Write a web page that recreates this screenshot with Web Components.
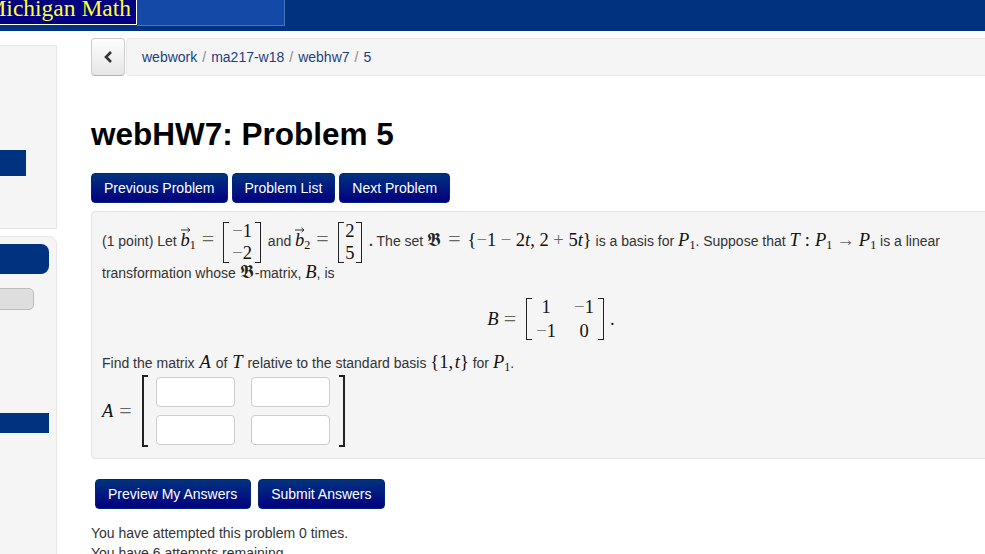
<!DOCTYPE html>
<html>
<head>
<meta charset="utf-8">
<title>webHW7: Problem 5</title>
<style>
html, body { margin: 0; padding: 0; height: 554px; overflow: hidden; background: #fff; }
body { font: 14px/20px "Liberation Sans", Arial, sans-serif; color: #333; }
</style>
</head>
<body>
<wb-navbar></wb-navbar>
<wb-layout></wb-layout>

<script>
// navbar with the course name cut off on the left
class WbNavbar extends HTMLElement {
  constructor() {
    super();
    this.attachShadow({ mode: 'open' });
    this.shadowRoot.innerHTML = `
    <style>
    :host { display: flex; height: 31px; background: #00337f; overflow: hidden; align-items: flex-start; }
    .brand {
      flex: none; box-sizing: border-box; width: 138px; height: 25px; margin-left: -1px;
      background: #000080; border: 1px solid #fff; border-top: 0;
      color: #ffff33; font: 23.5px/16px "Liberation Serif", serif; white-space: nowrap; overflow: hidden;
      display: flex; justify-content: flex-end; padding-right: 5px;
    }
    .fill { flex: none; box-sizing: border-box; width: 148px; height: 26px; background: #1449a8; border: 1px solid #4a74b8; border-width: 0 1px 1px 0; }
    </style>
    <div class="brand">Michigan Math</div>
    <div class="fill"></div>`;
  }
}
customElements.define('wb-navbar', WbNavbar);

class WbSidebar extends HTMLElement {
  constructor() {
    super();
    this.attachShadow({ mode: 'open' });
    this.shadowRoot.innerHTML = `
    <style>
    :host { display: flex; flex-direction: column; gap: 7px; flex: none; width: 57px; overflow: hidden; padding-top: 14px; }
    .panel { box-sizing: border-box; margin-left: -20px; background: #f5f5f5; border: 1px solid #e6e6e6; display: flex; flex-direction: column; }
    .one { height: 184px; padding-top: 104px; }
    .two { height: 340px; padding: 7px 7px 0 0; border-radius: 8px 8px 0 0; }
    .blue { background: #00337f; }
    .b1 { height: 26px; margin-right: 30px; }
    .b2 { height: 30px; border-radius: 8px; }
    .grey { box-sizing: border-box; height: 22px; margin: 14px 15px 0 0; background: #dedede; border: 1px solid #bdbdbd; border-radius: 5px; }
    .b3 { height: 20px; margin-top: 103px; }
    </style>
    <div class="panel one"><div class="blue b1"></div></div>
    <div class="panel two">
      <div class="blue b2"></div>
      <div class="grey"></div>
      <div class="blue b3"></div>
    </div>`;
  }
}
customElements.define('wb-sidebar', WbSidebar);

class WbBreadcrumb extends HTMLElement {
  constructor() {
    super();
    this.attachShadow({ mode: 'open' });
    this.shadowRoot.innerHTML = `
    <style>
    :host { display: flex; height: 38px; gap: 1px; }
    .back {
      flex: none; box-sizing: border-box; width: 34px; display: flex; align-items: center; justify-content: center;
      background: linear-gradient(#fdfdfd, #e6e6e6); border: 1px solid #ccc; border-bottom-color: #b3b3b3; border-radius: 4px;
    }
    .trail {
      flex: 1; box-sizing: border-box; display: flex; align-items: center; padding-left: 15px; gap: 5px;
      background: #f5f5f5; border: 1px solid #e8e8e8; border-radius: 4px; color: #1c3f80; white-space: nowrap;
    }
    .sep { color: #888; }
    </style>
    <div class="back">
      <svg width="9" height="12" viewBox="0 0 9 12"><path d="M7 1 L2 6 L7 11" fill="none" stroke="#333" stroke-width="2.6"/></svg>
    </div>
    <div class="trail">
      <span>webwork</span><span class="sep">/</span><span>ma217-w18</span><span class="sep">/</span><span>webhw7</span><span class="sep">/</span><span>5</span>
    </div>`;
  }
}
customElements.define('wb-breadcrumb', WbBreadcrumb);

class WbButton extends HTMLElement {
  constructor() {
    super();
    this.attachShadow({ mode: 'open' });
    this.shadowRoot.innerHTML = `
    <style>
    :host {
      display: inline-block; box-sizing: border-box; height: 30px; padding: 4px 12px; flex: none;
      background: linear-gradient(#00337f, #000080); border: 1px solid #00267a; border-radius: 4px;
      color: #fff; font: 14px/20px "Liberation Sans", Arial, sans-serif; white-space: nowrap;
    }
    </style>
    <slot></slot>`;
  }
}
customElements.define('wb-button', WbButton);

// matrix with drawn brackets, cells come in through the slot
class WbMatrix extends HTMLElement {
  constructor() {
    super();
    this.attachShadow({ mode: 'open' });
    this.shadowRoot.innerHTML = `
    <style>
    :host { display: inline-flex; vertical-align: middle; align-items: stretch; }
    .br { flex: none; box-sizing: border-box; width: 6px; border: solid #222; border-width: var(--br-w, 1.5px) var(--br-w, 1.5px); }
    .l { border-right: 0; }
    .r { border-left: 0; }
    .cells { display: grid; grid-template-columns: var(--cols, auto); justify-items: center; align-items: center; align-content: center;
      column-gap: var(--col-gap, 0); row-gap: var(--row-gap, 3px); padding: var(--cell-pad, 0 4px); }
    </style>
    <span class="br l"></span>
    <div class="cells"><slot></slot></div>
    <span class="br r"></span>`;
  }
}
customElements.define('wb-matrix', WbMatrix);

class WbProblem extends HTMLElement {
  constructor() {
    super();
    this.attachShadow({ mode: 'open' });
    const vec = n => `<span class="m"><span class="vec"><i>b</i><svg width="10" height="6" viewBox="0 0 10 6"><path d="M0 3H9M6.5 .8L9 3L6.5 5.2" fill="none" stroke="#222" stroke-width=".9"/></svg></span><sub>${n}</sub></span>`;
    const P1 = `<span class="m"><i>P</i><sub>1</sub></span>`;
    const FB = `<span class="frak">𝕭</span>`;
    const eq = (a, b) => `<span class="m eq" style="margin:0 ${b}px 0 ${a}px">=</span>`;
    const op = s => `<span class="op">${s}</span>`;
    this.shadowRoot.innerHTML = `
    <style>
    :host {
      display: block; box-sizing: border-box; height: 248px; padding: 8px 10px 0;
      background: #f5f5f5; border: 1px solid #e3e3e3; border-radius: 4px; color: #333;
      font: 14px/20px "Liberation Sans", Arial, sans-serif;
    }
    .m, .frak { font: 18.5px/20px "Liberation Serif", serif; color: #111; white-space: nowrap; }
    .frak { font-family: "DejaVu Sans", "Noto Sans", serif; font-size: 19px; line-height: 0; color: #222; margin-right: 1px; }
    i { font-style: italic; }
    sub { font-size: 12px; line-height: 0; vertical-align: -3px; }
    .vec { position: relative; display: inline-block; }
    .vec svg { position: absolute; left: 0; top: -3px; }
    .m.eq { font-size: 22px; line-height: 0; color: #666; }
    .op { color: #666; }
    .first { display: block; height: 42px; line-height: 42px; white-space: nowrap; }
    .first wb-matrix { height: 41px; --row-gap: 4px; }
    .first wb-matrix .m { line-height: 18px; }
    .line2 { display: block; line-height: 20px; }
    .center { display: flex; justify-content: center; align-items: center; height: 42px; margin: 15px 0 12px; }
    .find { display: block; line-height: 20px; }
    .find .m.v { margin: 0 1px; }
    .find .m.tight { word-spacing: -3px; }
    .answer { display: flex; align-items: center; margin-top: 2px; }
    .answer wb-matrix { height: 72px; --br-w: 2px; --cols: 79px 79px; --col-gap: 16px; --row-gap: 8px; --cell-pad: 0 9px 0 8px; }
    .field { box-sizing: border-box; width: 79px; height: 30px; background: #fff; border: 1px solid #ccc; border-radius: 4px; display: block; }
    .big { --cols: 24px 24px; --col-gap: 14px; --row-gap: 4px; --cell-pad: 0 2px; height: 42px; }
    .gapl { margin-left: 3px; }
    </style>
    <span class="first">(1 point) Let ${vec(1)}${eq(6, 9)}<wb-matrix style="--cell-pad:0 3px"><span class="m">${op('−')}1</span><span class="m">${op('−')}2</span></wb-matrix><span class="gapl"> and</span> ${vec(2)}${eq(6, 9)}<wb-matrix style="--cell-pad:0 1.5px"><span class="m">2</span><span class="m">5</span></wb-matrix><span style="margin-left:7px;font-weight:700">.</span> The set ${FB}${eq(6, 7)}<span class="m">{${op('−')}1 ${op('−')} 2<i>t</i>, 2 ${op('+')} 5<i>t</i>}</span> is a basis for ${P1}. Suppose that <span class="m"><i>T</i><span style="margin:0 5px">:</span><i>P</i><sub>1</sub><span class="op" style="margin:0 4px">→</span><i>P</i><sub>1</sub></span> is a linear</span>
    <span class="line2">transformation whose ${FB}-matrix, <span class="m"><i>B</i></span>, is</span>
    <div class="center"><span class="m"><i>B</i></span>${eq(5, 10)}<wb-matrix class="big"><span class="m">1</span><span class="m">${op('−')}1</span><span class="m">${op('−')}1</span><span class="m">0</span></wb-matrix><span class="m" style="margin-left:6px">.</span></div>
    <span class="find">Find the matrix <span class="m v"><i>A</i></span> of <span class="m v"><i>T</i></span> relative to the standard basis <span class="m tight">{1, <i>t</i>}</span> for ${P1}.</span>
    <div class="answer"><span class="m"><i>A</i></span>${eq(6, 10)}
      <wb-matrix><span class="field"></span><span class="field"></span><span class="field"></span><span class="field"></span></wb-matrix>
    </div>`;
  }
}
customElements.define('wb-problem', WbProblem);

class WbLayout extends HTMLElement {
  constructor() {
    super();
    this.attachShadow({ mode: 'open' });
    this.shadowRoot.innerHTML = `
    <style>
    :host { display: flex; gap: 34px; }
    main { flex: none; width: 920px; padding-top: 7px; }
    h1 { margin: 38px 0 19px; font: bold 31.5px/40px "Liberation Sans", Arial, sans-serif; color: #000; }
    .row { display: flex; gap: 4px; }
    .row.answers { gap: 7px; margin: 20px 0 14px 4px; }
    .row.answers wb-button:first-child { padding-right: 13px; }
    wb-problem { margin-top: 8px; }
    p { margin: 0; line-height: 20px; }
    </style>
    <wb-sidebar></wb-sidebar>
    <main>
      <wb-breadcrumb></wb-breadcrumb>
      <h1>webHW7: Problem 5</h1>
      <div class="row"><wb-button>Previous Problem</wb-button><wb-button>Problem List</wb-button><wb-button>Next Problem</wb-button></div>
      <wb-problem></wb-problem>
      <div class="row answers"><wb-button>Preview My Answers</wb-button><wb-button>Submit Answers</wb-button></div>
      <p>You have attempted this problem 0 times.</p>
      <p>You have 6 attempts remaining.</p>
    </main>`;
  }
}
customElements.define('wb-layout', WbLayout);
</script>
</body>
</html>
● ● ●
* **Set problem**
Return exactly what appears from the opening line of the material through the line with "customElements.define('wb-navbar', WbNavbar);", apart from the pictures.

* **Answer to the task**
Write a web page that recreates this screenshot with Web Components.
<!DOCTYPE html>
<html>
<head>
<meta charset="utf-8">
<title>webHW7: Problem 5</title>
<style>
html, body { margin: 0; padding: 0; height: 554px; overflow: hidden; background: #fff; }
body { font: 14px/20px "Liberation Sans", Arial, sans-serif; color: #333; }
</style>
</head>
<body>
<wb-navbar></wb-navbar>
<wb-layout></wb-layout>

<script>
// navbar with the course name cut off on the left
class WbNavbar extends HTMLElement {
  constructor() {
    super();
    this.attachShadow({ mode: 'open' });
    this.shadowRoot.innerHTML = `
    <style>
    :host { display: flex; height: 31px; background: #00337f; overflow: hidden; align-items: flex-start; }
    .brand {
      flex: none; box-sizing: border-box; width: 138px; height: 25px; margin-left: -1px;
      background: #000080; border: 1px solid #fff; border-top: 0;
      color: #ffff33; font: 23.5px/16px "Liberation Serif", serif; white-space: nowrap; overflow: hidden;
      display: flex; justify-content: flex-end; padding-right: 5px;
    }
    .fill { flex: none; box-sizing: border-box; width: 148px; height: 26px; background: #1449a8; border: 1px solid #4a74b8; border-width: 0 1px 1px 0; }
    </style>
    <div class="brand">Michigan Math</div>
    <div class="fill"></div>`;
  }
}
customElements.define('wb-navbar', WbNavbar);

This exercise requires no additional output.